Lastly, if I had to pick, I actually like a set that you do not have listed and that is David Charlesworth, they are sold by Lie Nielsen. Overall, I find that David has the best information, Rob Cosman has the best camera viewing angels, and I think Chris has the best Charisma. Rob has the most extensive line of DVDs and are of course the most expensive.

Cheers

-- Motivation alone is not enough. If you have an idiot and you motivate him, now you have a motivated idiot.

View Wintersedge's profile

Wintersedge

83 posts in 2436 days


#4 posted 04-28-2010 09:28 PM

Hey, one other item I would add, check out Tom Fidgen’s book Made by Hand, ISBN 978-1558708952.

I think it is the best hand tool wood working book. It walks you through several projects and there is a 45m DVD included all for 19 bucks off Amazon. Tom is also a really cool guy. He responds to email and also has a very good blog and podcast setup.

Cheers

-- Motivation alone is not enough. If you have an idiot and you motivate him, now you have a motivated idiot.

View a1Jim's profile

a1Jim

115202 posts in 3040 days


#5 posted 04-28-2010 09:31 PM

Check out Charles Neil on you tube and he has lots of DVD sets for sale also

http://charlesneilwoodworking.com/

Charles is a member here and is a great guy.

-- http://artisticwoodstudio.com Custom furniture

View bigike's profile

bigike

4050 posts in 2751 days


#6 posted 04-28-2010 10:56 PM

if you have a wood craft near ya check them out also rob cosman and david charlesworth has some books and DVD’s these are the ones i’ve been getting lately. http://www.vintagesaws.com/library/primer/sharp.html

-- Ike, Big Daddies Woodshop, http://www.icombadaniels@yahoo.com

View Millo's profile

Millo

543 posts in 2512 days


#7 posted 04-29-2010 05:42 AM

a1Jim: I am very interested in Charles’ “casework” and “finish” dvd’s.

Wintersedge: thanks for the tip on Tom Fidgen—that one is not in the public library, I already looked. I’ll put it in my Amazon wish list.

View a1Jim's profile

a1Jim

115202 posts in 3040 days


#8 posted 04-29-2010 06:00 AM

Hey Millo
I have both sets of DVDS and learned a lot from both sets and I’m a 20 year plus woodworker. So I think you will learn alot from them too.

Enjoy

-- http://artisticwoodstudio.com Custom furniture

View John Gray's profile

John Gray

2370 posts in 3348 days


#9 posted 04-29-2010 03:55 PM

those by C. Schwarz:
Coarse, Medium and Fine: Fundamental Woodworking Techniques
Handplane basics: A Better Way to Use Bench Planes
Schwarz has really great DVD’s.

I have both of these: The Perfect Edge by Ron Hock
Sharpening by Leonard Lee
I have both of these and consider the one by Hock to be the best one.

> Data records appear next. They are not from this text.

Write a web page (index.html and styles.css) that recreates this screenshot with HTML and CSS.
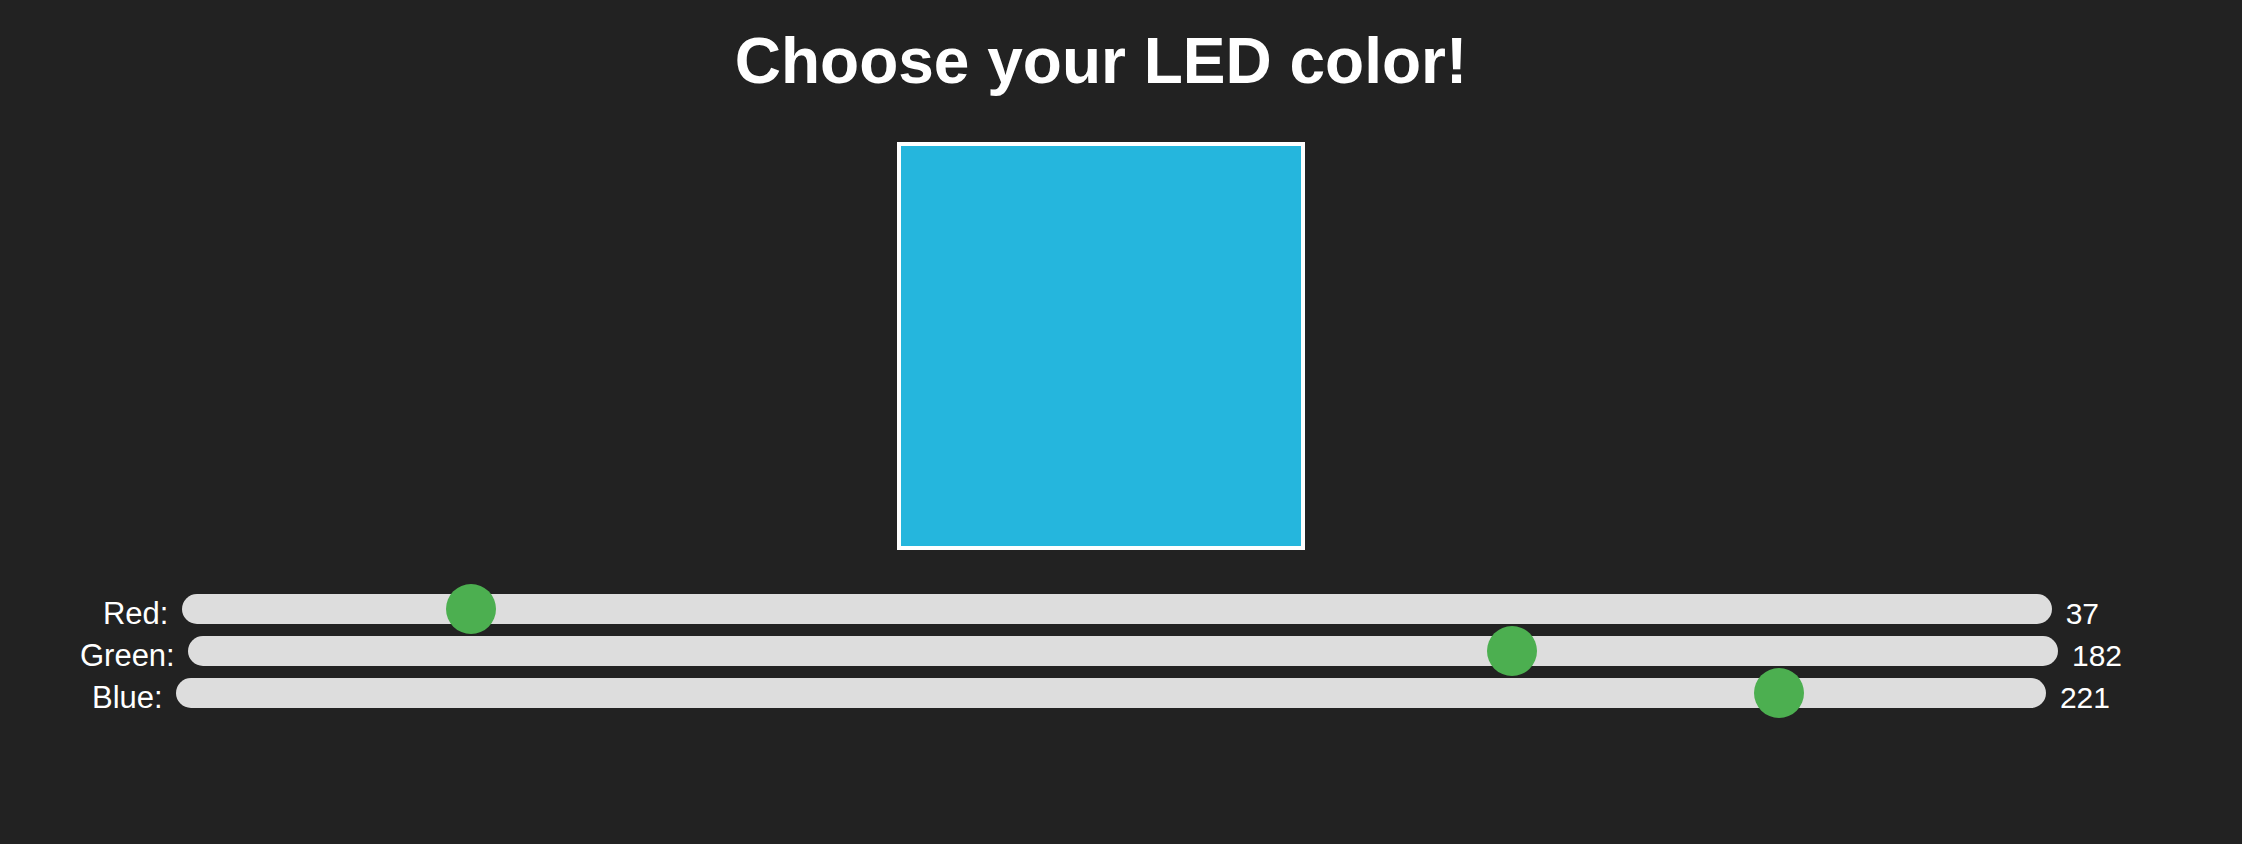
FILE: index.html
```html
<!DOCTYPE html>
<html lang="en">
<head>
    <meta charset="UTF-8">
    <meta name="viewport" content="width=device-width, initial-scale=1.0">
    <title>LED Color Picker</title>
    <link rel="stylesheet" href="styles.css">
</head>
<body>

    <div class="led-page">
        <h1>Choose your LED color!</h1>

        <!-- Color preview -->
        <div class="led-preview" id="ledPreview"></div>

        <!-- RGB sliders -->
        <div class="sliders">
            <div class="slider-row">
                <label for="red">Red:</label> <input type="range" id="red" class="color-slider" min="0" max="255" value="37"> <span class="slider-value" id="redValue">37</span>
            </div>
            <div class="slider-row">
                <label for="green">Green:</label> <input type="range" id="green" class="color-slider" min="0" max="255" value="182"> <span class="slider-value" id="greenValue">182</span>
            </div>
            <div class="slider-row">
                <label for="blue">Blue:</label> <input type="range" id="blue" class="color-slider" min="0" max="255" value="221"> <span class="slider-value" id="blueValue">221</span>
            </div>
        </div>
    </div>

    <script>
        const ledPreview = document.getElementById('ledPreview');
        const channels = ['red', 'green', 'blue'];

        // Update the preview box and the value labels
        function updateColor() {
            const values = channels.map(name => document.getElementById(name).value);

            channels.forEach((name, i) => {
                document.getElementById(name + 'Value').textContent = values[i];
            });

            ledPreview.style.backgroundColor = `rgb(${values[0]}, ${values[1]}, ${values[2]})`;
        }

        channels.forEach(name => {
            document.getElementById(name).addEventListener('input', updateColor);
        });

        updateColor();
    </script>

</body>
</html>
```

FILE: styles.css
```css
body {
    margin: 0;
    padding-right: 40px;
    background-color: #222;
    color: #fff;
    font-family: "Liberation Sans", Arial, sans-serif;
}

.led-page {
    text-align: center;
    padding-bottom: 40px;
}

h1 {
    font-size: 64px;
    line-height: 74px;
    margin: 24px 0 44px;
}

.led-preview {
    width: 400px;
    height: 400px;
    margin: 0 auto;
    border: 4px solid #fff;
    background-color: #25b6dd;
}

.sliders {
    margin-top: 39px;
}

.slider-row {
    font-size: 31px;
    line-height: 35px;
}

.slider-value {
    font-size: 30px;
}

.color-slider {
    -webkit-appearance: none;
    appearance: none;
    width: 1870px;
    height: 30px;
    margin: 5px;
    padding: 0;
    background: #ddd;
    border-radius: 15px;
    outline: none;
}

.color-slider::-webkit-slider-thumb {
    -webkit-appearance: none;
    appearance: none;
    width: 50px;
    height: 50px;
    border-radius: 50%;
    background: #4caf50;
    cursor: pointer;
}

.color-slider::-moz-range-thumb {
    width: 50px;
    height: 50px;
    border: none;
    border-radius: 50%;
    background: #4caf50;
    cursor: pointer;
}
```
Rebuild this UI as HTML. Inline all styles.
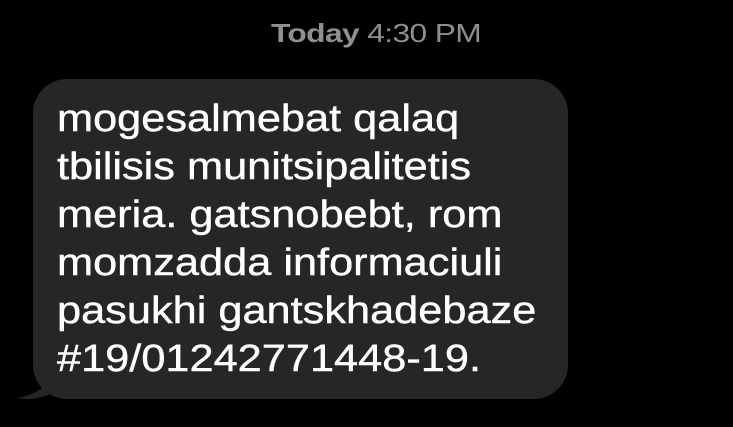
<!DOCTYPE html>
<html><head><style>
html,body{margin:0;padding:0;background:#000;width:733px;height:427px;overflow:hidden;font-family:"Liberation Sans",sans-serif;}
.ts{position:absolute;left:271px;top:18px;font-size:26px;line-height:30px;color:#8e8e93;white-space:nowrap;transform:scaleX(1.22);transform-origin:left top;letter-spacing:-0.5px}
.ts b{font-weight:bold}
.bub{position:absolute;left:33px;top:79px;width:535px;height:320px;background:#262628;border-radius:34px;}
.tail{position:absolute;left:0;top:0}
.txt{position:absolute;left:57px;top:95px;font-size:38px;line-height:48px;color:#fff;white-space:nowrap;transform:scaleX(1.14);transform-origin:left top;-webkit-text-stroke:0.4px #fff}
</style></head><body>
<div class="ts"><b>Today</b> 4:30 PM</div>
<svg class="tail" width="120" height="427"><path d="M48 350 L48 378 Q44 393 17 398 Q38 402 58 390 Q70 399 90 399 L90 350 Z" fill="#262628"/></svg>
<div class="bub"></div>
<div class="txt">mogesalmebat qalaq<br>tbilisis munitsipalitetis<br>meria. gatsnobebt, rom<br>momzadda informaciuli<br>pasukhi gantskhadebaze<br>#19/01242771448-19.</div>
</body></html>
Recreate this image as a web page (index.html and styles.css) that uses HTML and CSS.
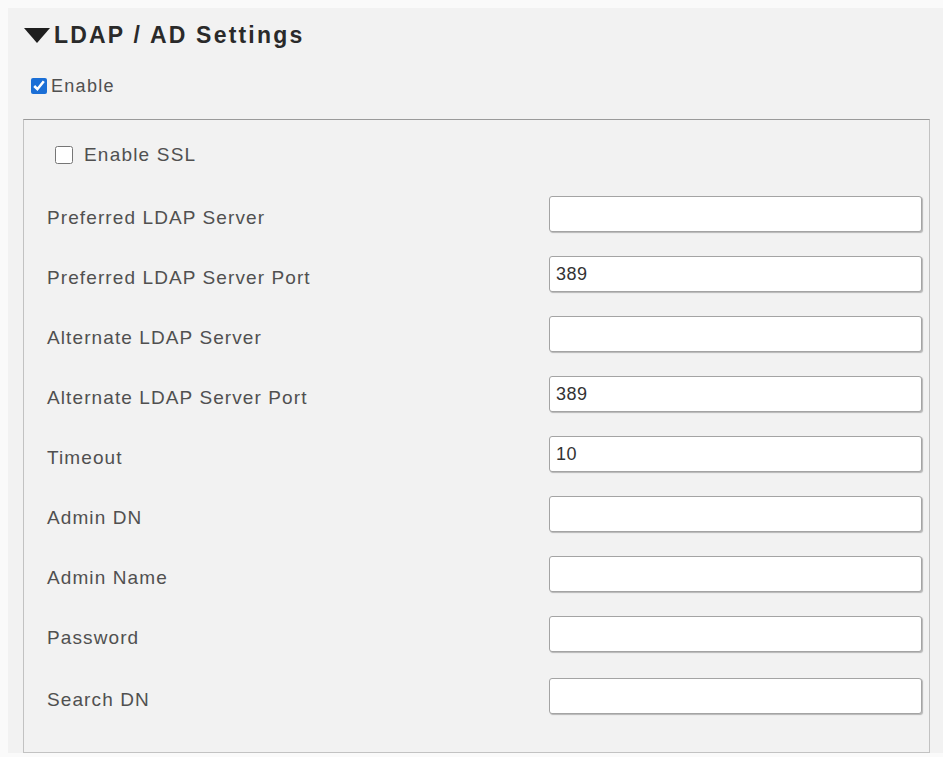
FILE: index.html
```html
<!DOCTYPE html>
<html lang="en">
<head>
  <meta charset="UTF-8">
  <meta name="viewport" content="width=device-width, initial-scale=1.0">
  <title>LDAP / AD Settings</title>
  <link rel="stylesheet" href="styles.css">
</head>
<body>
  <div class="page">
    <!-- Section title -->
    <h2 class="section-title">
      <svg class="caret" width="26" height="15" viewBox="0 0 26 15"><polygon points="0,0 26,0 13,15" fill="#1e1e1e"/></svg>
      LDAP / AD Settings
    </h2>

    <label class="enable-row"><input type="checkbox" class="enable-check" checked> Enable</label>

    <!-- LDAP settings box -->
    <div class="settings-box">
      <label class="ssl-row"><input type="checkbox" class="ssl-check"> Enable SSL</label>

      <div class="row">
        <label for="prefServer">Preferred LDAP Server</label>
        <input type="text" id="prefServer">
      </div>
      <div class="row">
        <label for="prefPort">Preferred LDAP Server Port</label>
        <input type="text" id="prefPort" value="389">
      </div>
      <div class="row">
        <label for="altServer">Alternate LDAP Server</label>
        <input type="text" id="altServer">
      </div>
      <div class="row">
        <label for="altPort">Alternate LDAP Server Port</label>
        <input type="text" id="altPort" value="389">
      </div>
      <div class="row">
        <label for="timeout">Timeout</label>
        <input type="text" id="timeout" value="10">
      </div>
      <div class="row">
        <label for="adminDn">Admin DN</label>
        <input type="text" id="adminDn">
      </div>
      <div class="row">
        <label for="adminName">Admin Name</label>
        <input type="text" id="adminName">
      </div>
      <div class="row">
        <label for="password">Password</label>
        <input type="password" id="password">
      </div>
      <div class="row last">
        <label for="searchDn">Search DN</label>
        <input type="text" id="searchDn">
      </div>
    </div>
  </div>
</body>
</html>
```

FILE: styles.css
```css
/* General */
body {
  margin: 0;
  background: #fafafa;
  font-family: "Liberation Sans", Arial, sans-serif;
  color: #505050;
}

.page {
  margin: 8px 0 0 8px;
  padding: 14px 13px 0 15px;
  background: #f2f2f2;
}

/* Title */
.section-title {
  display: flex;
  align-items: center;
  gap: 4px;
  margin: 0;
  font-size: 23px;
  line-height: 26px;
  letter-spacing: 2.2px;
  color: #2a2a2a;
}

.caret {
  margin-left: 1px;
}

.enable-row {
  display: flex;
  align-items: center;
  gap: 4px;
  margin-top: 29px;
  padding-left: 8px;
  height: 18px;
  font-size: 18px;
  letter-spacing: 1.3px;
}

.enable-check {
  width: 16px;
  height: 16px;
  margin: 0;
  accent-color: #1b6fd6;
}

/* Settings box */
.settings-box {
  display: flex;
  flex-direction: column;
  margin-top: 24px;
  border: 1px solid #c2c2c2;
  border-top-color: #9a9a9a;
  padding: 26px 7px 38px 23px;
}

.ssl-row {
  display: flex;
  align-items: center;
  gap: 11px;
  height: 18px;
  margin-bottom: 32px;
  padding-left: 8px;
  font-size: 19px;
  letter-spacing: 1.2px;
}

.ssl-check {
  width: 18px;
  height: 18px;
  margin: 0;
}

.row {
  display: grid;
  grid-template-columns: 1fr 373px;
  align-items: center;
  margin-bottom: 24px;
}

.row.last {
  margin-top: 2px;
  margin-bottom: 0;
}

.row label {
  padding-top: 7px;
  font-size: 19px;
  letter-spacing: 1.1px;
}

.row input {
  box-sizing: border-box;
  width: 373px;
  height: 36px;
  margin: 0;
  padding: 0 6px;
  background: #fff;
  border: 1px solid #a4a4a4;
  border-radius: 3px;
  box-shadow: 1px 1px 1px rgba(0, 0, 0, 0.25);
  font-family: "Liberation Sans", Arial, sans-serif;
  font-size: 18px;
  letter-spacing: 0.5px;
  color: #333;
}
```
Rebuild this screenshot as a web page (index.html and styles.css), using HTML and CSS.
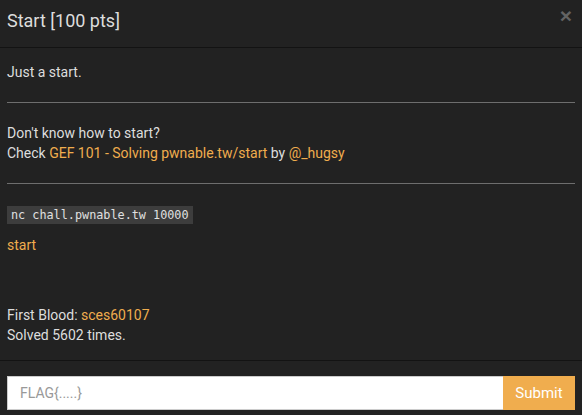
FILE: index.html
```html
<!DOCTYPE html>
<html>
<head>
<meta charset="utf-8">
<link rel="stylesheet" href="styles.css">
</head>
<body>
<div class="modal">
  <div class="modal-header">
    <h4 class="modal-title">Start [100 pts]</h4>
    <button class="close" type="button">×</button>
  </div>
  <div class="modal-body">
    <p>Just a start.</p>
    <hr>
    <p>Don't know how to start?<br>Check <a href="#">GEF 101 - Solving pwnable.tw/start</a> by <a href="#">@_hugsy</a></p>
    <hr>
    <p><code>nc chall.pwnable.tw 10000</code></p>
    <p><a href="#">start</a></p>
    <div class="stats">
      <p class="stat">First Blood: <a href="#">sces60107</a></p>
      <p class="stat">Solved 5602 times.</p>
    </div>
  </div>
  <div class="modal-footer">
    <form class="input-group">
      <input class="form-control" type="text" placeholder="FLAG{.....}">
      <button class="btn" type="button">Submit</button>
    </form>
  </div>
</div>
</body>
</html>
```
FILE: styles.css
```css
* { box-sizing: border-box; }
html, body {
  margin: 0;
  background: #222222;
}
body {
  font-family: Roboto, "Liberation Sans", sans-serif;
  font-size: 14px;
  line-height: 20px;
  color: #dddddd;
}
a {
  color: #f0ad4e;
  text-decoration: none;
}
.modal {
  width: 582px;
}
.modal-header {
  display: flex;
  align-items: flex-start;
  justify-content: space-between;
  padding: 8px 7px 13px 7px;
  border-bottom: 1px solid #131313;
}
.modal-title {
  margin: 0;
  font-size: 18px;
  line-height: 26px;
  font-weight: 400;
  color: #dddddd;
}
.close {
  background: none;
  border: 0;
  padding: 0;
  margin: -3px 3px 0 0;
  font-family: "Liberation Sans", sans-serif;
  font-size: 21px;
  line-height: 21px;
  font-weight: 700;
  color: #636363;
}
.modal-body {
  padding: 14px 7px 15px 7px;
}
p {
  margin: 0 0 10px 0;
}
hr {
  margin: 20px 0;
  border: 0;
  border-top: 1px solid #6e6e6e;
  height: 0;
}
code {
  font-family: "DejaVu Sans Mono", "Liberation Mono", monospace;
  font-size: 11.8px;
  padding: 2px 4px;
  background: #3d3d3d;
  color: #e0e0e0;
}
.stats {
  padding-top: 40px;
}
.stat {
  margin: 0;
}
.modal-footer {
  border-top: 1px solid #131313;
  padding: 15px 7px;
}
.input-group {
  display: flex;
  margin: 0;
}
.form-control {
  flex: 1;
  height: 34px;
  border: 1px solid #cccccc;
  border-right: 0;
  background: #ffffff;
  padding: 6px 12px;
  font-family: Roboto, "Liberation Sans", sans-serif;
  font-size: 14px;
  color: #555;
  outline: none;
}
.form-control::placeholder {
  color: #999999;
}
.btn {
  width: 72px;
  height: 34px;
  border: 0;
  background: #f0ad4e;
  color: #ffffff;
  font-family: Roboto, "Liberation Sans", sans-serif;
  font-size: 15px;
  padding: 0;
}
```
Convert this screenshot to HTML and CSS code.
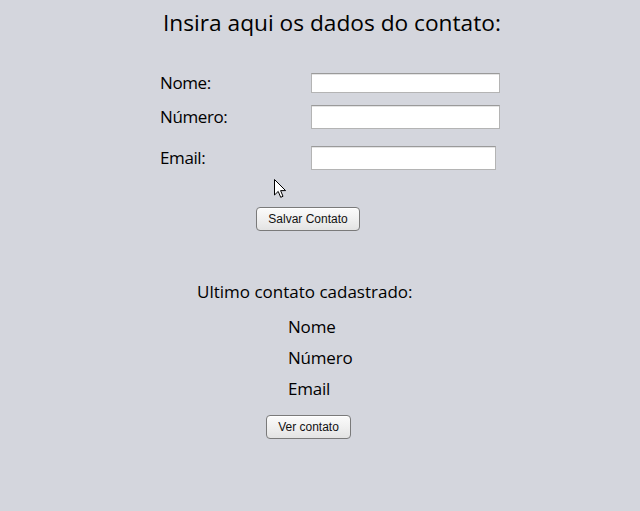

DVD’s on dovetails: Rob Cosman—Hand Cut Dovetails
Mastering Dovetails—Lonnie Bird
I have both of these and consider the one by Cosman to be the best one.

-- Only the Shadow knows....................

View Taigert's profile

Taigert

593 posts in 3303 days


#10 posted 04-30-2010 09:17 AM

Millo,
You have great list of books and DVD’s there but everyone learns in different way so it’s hard to say which book is better than the next. I would hold onto my money and follow the advise given above and check out all the free stuff offered on the internet like YouTube. Fine Woodworking.com has a lot of what your looking for on their web site. You could spend weeks going through what they have to offer, there is a low price to join, but I think you’ll find it worth more than the price of admission.
Also try to find people in your area to work with there are a lot of woodworkers here on LumberJocks that would be more than willing to help you out.
As for the Marples Chissels, they maybe cheap but you’ll find once sharpened they will do the job. You don’t have to spend a lot to get started out. There are a lot of things you can spend your money on when it comes to woodworking if you want to. So hold onto your money for now.

-- Taigert - Milan, IN

View Millo's profile

Millo

543 posts in 2512 days


#11 posted 05-05-2010 04:56 PM

Hey, thanks for the answers. I will probably start by renting some. Thanks!